Former Basketball Coach Loses Battle for Attorney Fees

Nov 18, 2005

A Florida appeals court has reversed and remanded an administrative order granting full attorney fees to former University of South Florida women’s basketball coach Jerry Ann Winters, who had sued USF for wrongful termination. Specifically, the appeals court found that the administrative law judge failed to consider the relationship between the coach’s successful and unsuccessful claims in awarding fees.
The underlying facts of the case centered on allegations that Winters discriminated against members of her team based on their race. Those allegations began shortly after her arrival at USF for the 1996-97 season. Eventually, her players complained to an associate athletic director, who relayed his findings to his superiors.

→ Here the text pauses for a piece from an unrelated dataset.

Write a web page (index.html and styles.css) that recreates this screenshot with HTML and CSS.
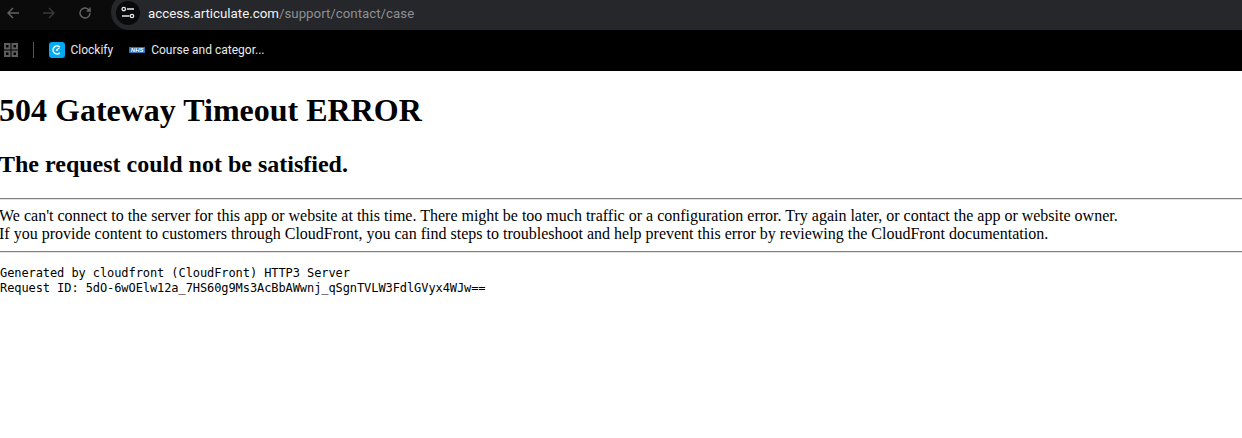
FILE: index.html
```html
<!DOCTYPE html>
<html lang="en">
<head>
<meta charset="utf-8">
<title>504 Gateway Timeout ERROR</title>
<link rel="stylesheet" href="styles.css">
</head>
<body>
<div class="toolbar">
  <div class="nav">
    <svg class="nav-icon" viewBox="0 0 16 16"><path d="M14 8H3M8 3L3 8l5 5" class="stroke-back"/></svg>
    <svg class="nav-icon" viewBox="0 0 16 16"><path d="M2 8h11M8 3l5 5-5 5" class="stroke-fwd"/></svg>
    <svg class="nav-icon" viewBox="0 0 16 16"><path d="M13 8a5 5 0 1 1-1.5-3.6L13 6V2.5M13 6H9.6" class="stroke-back"/></svg>
  </div>
  <div class="omnibox">
    <span class="tune">
      <svg viewBox="0 0 14 14" class="tune-icon"><circle cx="2.8" cy="3" r="1.7"/><path d="M6 3h7M1 10h7.5"/><circle cx="11" cy="10" r="1.7"/></svg>
    </span>
    <span class="url"><span class="host">access.articulate.com</span>/support/contact/case</span>
  </div>
</div>
<div class="bookmarks">
  <svg class="apps" viewBox="0 0 14 14"><rect x="1" y="1" width="4.5" height="4.5"/><rect x="8.5" y="1" width="4.5" height="4.5"/><rect x="1" y="8.5" width="4.5" height="4.5"/><rect x="8.5" y="8.5" width="4.5" height="4.5"/></svg>
  <span class="sep"></span>
  <span class="bm clockify">
    <svg class="clock-icon" viewBox="0 0 16 16"><rect width="16" height="16" rx="3" fill="#03a9f4"/><path d="M10.8 5.1A4 4 0 1 0 10.8 10.9" fill="none" stroke="#fff" stroke-width="1.5"/><path d="M7.6 8l2.8-2" stroke="#fff" stroke-width="1.3"/><circle cx="8" cy="8" r="1" fill="#fff"/></svg>
    Clockify
  </span>
  <span class="bm nhs">
    <span class="nhs-logo">NHS</span>
    Course and categor...
  </span>
</div>
<main class="page">
  <h1>504 Gateway Timeout ERROR</h1>
  <h2>The request could not be satisfied.</h2>
  <hr>
  <p>We can't connect to the server for this app or website at this time. There might be too much traffic or a configuration error. Try again later, or contact the app or website owner.<br>If you provide content to customers through CloudFront, you can find steps to troubleshoot and help prevent this error by reviewing the CloudFront documentation.</p>
  <hr>
  <pre>Generated by cloudfront (CloudFront) HTTP3 Server
Request ID: 5dO-6wOElw12a_7HS60g9Ms3AcBbAWwnj_qSgnTVLW3FdlGVyx4WJw==</pre>
</main>
</body>
</html>
```
FILE: styles.css
```css
html, body { margin: 0; padding: 0; background: #fff; overflow: hidden; }
body { height: 438px; }
.toolbar { height: 30px; background: #0b0b0b; display: flex; align-items: flex-end; overflow: hidden; }
.nav { display: flex; align-items: center; gap: 20px; padding: 0 0 4px 5px; width: 111px; box-sizing: border-box; height: 30px; flex: none; }
.nav-icon { width: 16px; height: 16px; flex: none; }
.nav-icon path { fill: none; stroke-width: 1.4; }
.stroke-back { stroke: #636363; }
.stroke-fwd { stroke: #3a3a3a; }
.omnibox { flex: 1; height: 36px; flex-shrink: 0; display: flex; align-items: center; padding-top: 2px; box-sizing: border-box; background: #25272b; border-radius: 18px 0 0 18px; }
.tune { width: 24px; height: 24px; border-radius: 50%; background: #090a0b; margin-left: 5px; display: flex; align-items: center; justify-content: center; flex: none; }
.tune-icon { width: 14px; height: 14px; fill: none; stroke: #e8e8e8; stroke-width: 1.3; }
.url { margin-left: 8px; font: 13.3px "Roboto", "Liberation Sans", sans-serif; color: #8d8f93; }
.host { color: #f1f3f4; }
.bookmarks { height: 41px; background: #000; display: flex; align-items: center; padding: 0 0 2px 4px; box-sizing: border-box; color: #e8eaed; font: 12px "Roboto", "Liberation Sans", sans-serif; }
.apps { width: 14px; height: 14px; fill: none; stroke: #5e5e5e; stroke-width: 2; flex: none; }
.sep { width: 1.5px; height: 16px; background: #555; margin: 0 14.5px 0 14.5px; }
.bm { display: inline-flex; align-items: center; gap: 6px; }
.clock-icon { width: 16px; height: 16px; }
.nhs { margin-left: 16px; }
.nhs-logo { background: #2f6fb8; color: #fff; font: italic 700 6px "Liberation Sans", sans-serif; width: 16px; height: 6px; line-height: 6px; text-align: center; }
.page { font-family: "Liberation Serif", serif; color: #000; font-size: 16px; }
h1, h2, p, pre { margin-left: -1px; }
h1 { font-size: 32px; font-weight: 700; margin-top: 21px; margin-bottom: 22px; line-height: 37px; }
h2 { font-size: 24px; font-weight: 700; margin-top: 21px; margin-bottom: 20px; line-height: 27px; }
hr { margin: 8px 0 7px; border: 0; border-top: 1px solid #808080; border-bottom: 1px solid #e4e4e4; height: 0; }
p { margin-top: 7px; margin-bottom: 8px; line-height: 18px; }
pre { font: 12px/15px "DejaVu Sans Mono", monospace; letter-spacing: -0.085px; margin-top: 13px; margin-bottom: 13px; margin-left: 0; }
```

Winters was eventually fired, and the USF Athletic Director Paul Griffin resigned soon after amid charges that he participated in a cover up. Here is what followed thereafter:
• Florida Division of Administrative Hearings Judge William F. Quattlebaum determined that USF did not build an adequate case when it fired Winters from her job on Dec. 14, 2000, and that she should be reinstated with back pay.

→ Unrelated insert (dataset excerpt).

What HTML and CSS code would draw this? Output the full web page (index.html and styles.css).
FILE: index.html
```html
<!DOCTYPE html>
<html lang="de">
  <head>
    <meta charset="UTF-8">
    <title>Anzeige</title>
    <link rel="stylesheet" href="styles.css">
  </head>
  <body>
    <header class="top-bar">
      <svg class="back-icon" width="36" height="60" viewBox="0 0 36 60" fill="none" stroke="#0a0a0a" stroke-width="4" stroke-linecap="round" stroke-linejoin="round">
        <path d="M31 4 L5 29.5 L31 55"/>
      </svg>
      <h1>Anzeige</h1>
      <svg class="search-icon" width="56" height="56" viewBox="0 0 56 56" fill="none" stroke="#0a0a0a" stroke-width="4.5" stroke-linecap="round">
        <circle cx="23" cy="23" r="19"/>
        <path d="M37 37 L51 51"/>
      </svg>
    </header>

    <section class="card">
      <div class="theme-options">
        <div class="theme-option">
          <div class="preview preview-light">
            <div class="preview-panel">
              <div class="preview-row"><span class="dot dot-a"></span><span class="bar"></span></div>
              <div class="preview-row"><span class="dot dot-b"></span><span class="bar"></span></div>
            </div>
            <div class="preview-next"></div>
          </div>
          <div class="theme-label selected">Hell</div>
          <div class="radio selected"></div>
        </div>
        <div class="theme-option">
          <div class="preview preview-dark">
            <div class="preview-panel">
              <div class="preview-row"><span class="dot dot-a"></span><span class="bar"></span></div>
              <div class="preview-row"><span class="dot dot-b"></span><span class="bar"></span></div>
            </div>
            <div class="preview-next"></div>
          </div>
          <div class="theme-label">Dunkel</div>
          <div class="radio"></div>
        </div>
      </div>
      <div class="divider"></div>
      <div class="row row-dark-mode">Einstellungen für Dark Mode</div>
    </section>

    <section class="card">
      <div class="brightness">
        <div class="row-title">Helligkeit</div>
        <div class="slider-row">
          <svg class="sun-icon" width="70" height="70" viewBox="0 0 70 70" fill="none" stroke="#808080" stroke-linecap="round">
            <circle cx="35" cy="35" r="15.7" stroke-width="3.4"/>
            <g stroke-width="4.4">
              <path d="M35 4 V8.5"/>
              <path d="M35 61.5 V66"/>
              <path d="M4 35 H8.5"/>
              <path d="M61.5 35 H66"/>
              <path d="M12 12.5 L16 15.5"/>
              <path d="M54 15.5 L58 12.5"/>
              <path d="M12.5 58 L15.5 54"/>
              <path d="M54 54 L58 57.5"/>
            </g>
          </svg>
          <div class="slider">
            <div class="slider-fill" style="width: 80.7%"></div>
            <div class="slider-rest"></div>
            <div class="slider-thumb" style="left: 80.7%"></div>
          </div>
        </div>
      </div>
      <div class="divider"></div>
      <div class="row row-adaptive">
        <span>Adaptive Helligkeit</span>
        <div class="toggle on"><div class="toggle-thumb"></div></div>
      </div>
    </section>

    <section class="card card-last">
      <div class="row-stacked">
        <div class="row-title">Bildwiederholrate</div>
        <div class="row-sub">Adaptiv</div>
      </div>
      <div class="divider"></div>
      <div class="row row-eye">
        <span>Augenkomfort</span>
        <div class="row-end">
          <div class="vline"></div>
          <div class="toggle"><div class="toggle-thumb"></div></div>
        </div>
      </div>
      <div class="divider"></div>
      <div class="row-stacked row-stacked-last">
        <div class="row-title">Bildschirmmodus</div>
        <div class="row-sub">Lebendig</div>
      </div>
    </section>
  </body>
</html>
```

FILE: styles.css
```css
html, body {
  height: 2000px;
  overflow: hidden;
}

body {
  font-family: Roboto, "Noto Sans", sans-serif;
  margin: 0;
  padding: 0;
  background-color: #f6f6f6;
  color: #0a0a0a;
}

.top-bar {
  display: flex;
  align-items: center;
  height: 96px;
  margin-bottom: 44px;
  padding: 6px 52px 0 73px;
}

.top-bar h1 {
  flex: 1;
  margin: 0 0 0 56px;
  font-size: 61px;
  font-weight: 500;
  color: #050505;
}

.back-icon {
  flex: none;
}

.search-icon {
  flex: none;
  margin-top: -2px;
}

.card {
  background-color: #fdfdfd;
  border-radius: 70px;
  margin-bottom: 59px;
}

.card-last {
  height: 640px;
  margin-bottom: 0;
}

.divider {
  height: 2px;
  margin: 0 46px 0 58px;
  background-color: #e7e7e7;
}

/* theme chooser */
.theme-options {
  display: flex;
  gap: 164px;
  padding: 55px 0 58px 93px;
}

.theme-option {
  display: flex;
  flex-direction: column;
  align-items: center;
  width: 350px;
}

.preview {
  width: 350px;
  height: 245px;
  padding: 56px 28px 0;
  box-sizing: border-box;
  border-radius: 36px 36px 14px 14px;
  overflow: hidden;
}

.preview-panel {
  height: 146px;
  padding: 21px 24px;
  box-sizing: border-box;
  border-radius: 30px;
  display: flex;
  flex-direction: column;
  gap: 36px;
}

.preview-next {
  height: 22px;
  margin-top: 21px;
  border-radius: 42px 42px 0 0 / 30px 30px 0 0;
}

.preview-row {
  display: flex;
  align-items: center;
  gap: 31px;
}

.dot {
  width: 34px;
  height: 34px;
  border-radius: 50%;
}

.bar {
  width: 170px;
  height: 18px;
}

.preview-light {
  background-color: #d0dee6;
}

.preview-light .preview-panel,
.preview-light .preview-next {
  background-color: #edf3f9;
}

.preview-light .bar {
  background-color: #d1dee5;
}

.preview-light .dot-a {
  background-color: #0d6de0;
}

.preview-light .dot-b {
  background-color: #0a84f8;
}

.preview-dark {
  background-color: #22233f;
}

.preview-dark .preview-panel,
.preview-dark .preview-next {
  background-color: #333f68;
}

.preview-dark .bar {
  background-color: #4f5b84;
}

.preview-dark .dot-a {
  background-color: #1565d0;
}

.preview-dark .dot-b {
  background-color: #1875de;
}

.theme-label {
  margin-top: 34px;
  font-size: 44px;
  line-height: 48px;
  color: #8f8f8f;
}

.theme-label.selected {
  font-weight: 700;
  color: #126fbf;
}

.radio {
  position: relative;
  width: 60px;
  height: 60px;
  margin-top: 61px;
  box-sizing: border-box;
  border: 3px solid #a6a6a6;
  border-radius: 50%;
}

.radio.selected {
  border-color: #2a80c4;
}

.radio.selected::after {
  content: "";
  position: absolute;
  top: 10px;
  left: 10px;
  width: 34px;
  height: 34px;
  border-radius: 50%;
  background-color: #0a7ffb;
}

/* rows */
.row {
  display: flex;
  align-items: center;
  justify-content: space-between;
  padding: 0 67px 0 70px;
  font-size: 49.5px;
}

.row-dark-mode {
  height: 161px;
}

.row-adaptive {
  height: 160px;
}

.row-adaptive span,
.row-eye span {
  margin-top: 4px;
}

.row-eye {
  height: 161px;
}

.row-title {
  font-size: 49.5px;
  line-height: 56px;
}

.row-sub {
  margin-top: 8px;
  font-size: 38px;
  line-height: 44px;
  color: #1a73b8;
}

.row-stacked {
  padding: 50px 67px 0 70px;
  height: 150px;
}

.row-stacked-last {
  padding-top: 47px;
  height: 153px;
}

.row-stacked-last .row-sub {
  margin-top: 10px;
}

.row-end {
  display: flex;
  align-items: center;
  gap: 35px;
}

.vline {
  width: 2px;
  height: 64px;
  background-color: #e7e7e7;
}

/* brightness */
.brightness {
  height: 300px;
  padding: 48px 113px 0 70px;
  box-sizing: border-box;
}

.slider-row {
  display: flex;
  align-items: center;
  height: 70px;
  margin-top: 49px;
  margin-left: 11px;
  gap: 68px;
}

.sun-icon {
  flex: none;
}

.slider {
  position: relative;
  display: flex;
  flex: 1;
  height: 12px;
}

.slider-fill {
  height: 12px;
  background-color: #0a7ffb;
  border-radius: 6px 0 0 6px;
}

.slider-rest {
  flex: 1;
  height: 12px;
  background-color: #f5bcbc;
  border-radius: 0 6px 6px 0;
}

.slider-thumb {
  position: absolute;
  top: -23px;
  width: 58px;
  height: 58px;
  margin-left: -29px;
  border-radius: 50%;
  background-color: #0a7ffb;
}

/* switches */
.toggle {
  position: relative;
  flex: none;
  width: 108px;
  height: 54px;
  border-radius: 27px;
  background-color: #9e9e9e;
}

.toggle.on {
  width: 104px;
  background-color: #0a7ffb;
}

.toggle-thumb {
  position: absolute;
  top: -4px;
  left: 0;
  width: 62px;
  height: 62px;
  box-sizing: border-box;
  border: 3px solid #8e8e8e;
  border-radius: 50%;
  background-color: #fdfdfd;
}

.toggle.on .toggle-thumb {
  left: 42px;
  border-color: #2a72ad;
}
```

• USF President Judy Genshaft, within minutes of that ruling, issued a statement saying the school would not abide by the ruling and that the judge had a “technical” disagreement with how the school conducted its investigation. It further charged that the judge didn’t fully consider that Winters was fired for breach of contract.
• The Southern Christian Leadership Conference called on the U.S. Justice Department to investigate the scandal, issuing a strongly worded statement in August, which suggested that black athletes at USF were subject to “Jim Crow and apartheid treatment.”
• Federal law suits were amended and filed in August, in the Middle District of Florida, on behalf of two of the eight players that initially filed federal lawsuits. In the documents, attorney Jonathon Alpert of Alpert & Ferrentino in Tampa charges among other things, a violation of Title VI of the Civil Rights Act of 1964 and a violation of the Ku Klux Klan Act.
In her complaint, Winters claimed that the USF administration engaged in “Ku Klux Klan Conspiracy,” violating the Ku Klux Klan Act (42 U.S.C. $$ 1985(3), 1986. The first example of this, she alleged, was when the administration fired her to better “limit their exposure and conceal the existence” of the conspiracy. Another example was the forced exit of Griffin.
“(A)lthough it is well-known on the USF campus and elsewhere around the country that there were and are serious racial problems and issues in the USF basketball program on the USF campus, USF and the USF Foundation continue to maintain that nothing serious took place, that only racial ‘insensitivity’ was involved and that the very injured African-American athletes were not the victims of state-sponsored racism as Genshaft well knows they were,” according to the complaint..
Ultimately, a Florida appeals court affirmed the decision to terminate Winters. See Winters v. Fla. Bd. of Regents, 864 So. 2d 418 (Fla. 2d DCA 2003) (table decision).
Board of Regents and the University of South Florida v. Jerry Ann Winters; Fla. 2d DCA 2003; Case No. 2D04-3298
Attorneys of Record: (for appellants) John W. Campbell, Michael D. Malfitano, and Monica J. Williams of Constangy, Brooks & Smith, LLC, and Olga J. Joanow, Associate General Counsel, University of South Florida, Tampa. (for appellee) Mark F. Kelly of Kelly & McKee, P.A., Tampa.